The subject of water pressurization is quite complex and the description is very simple. If a point of exit, be it a household tap or a fire hydrant does not give pressure when opened it means that the source of supply does not give sufficient "head" to give a reasonable supply pressure. Obvious! certainly, but it becomes complex when you feed in factors such as the supply is OK between 01:00 hrs and 07:00 hrs. Another example is when a factory, office block or a processing complex receives a good supply at the point of entry but finds that there is insufficient water to refill a toilet cistern at the extremes of the premises!. What can be done?. You can increase the size of all pipes, fittings and valves between the water source, it may solve the problem at great expense or it may not.
We as a company have been solving many of these situations for many years e.g. A large caravan holiday park in East Anglia suffered a poor supply during holiday peak periods, not due to the extreme use on the particular site but generally due to the high holiday population over the area demanding above average water supplies. The whole project was overseen by the clients consultants with the civil contractor providing ground work services.

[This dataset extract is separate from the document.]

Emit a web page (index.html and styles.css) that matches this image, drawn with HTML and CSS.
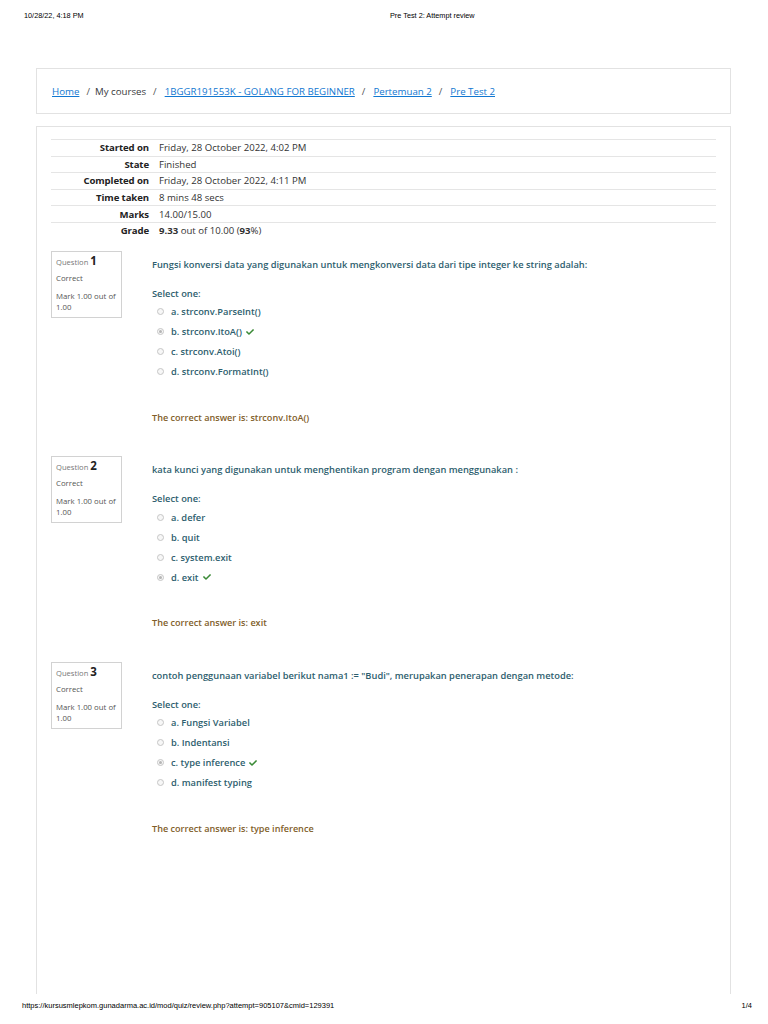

The Installation involved taking the existing supply from the mains and feeding the water via ball cocks to four 5000 litre specially constructed tanks suitable for storage of potable water. The valving and pipework from each tank was arranged in such a way that no cross-contamination could take place and fed to a common supply pipe. A Twin Automatic Booster Pump system was installed complete with a 200ltr accumulator tank in a plant room. Pressure control to two outlets to the site requiring different pressures is controlled by manually adjustable reducing valves from a system working pressure of 60 psi.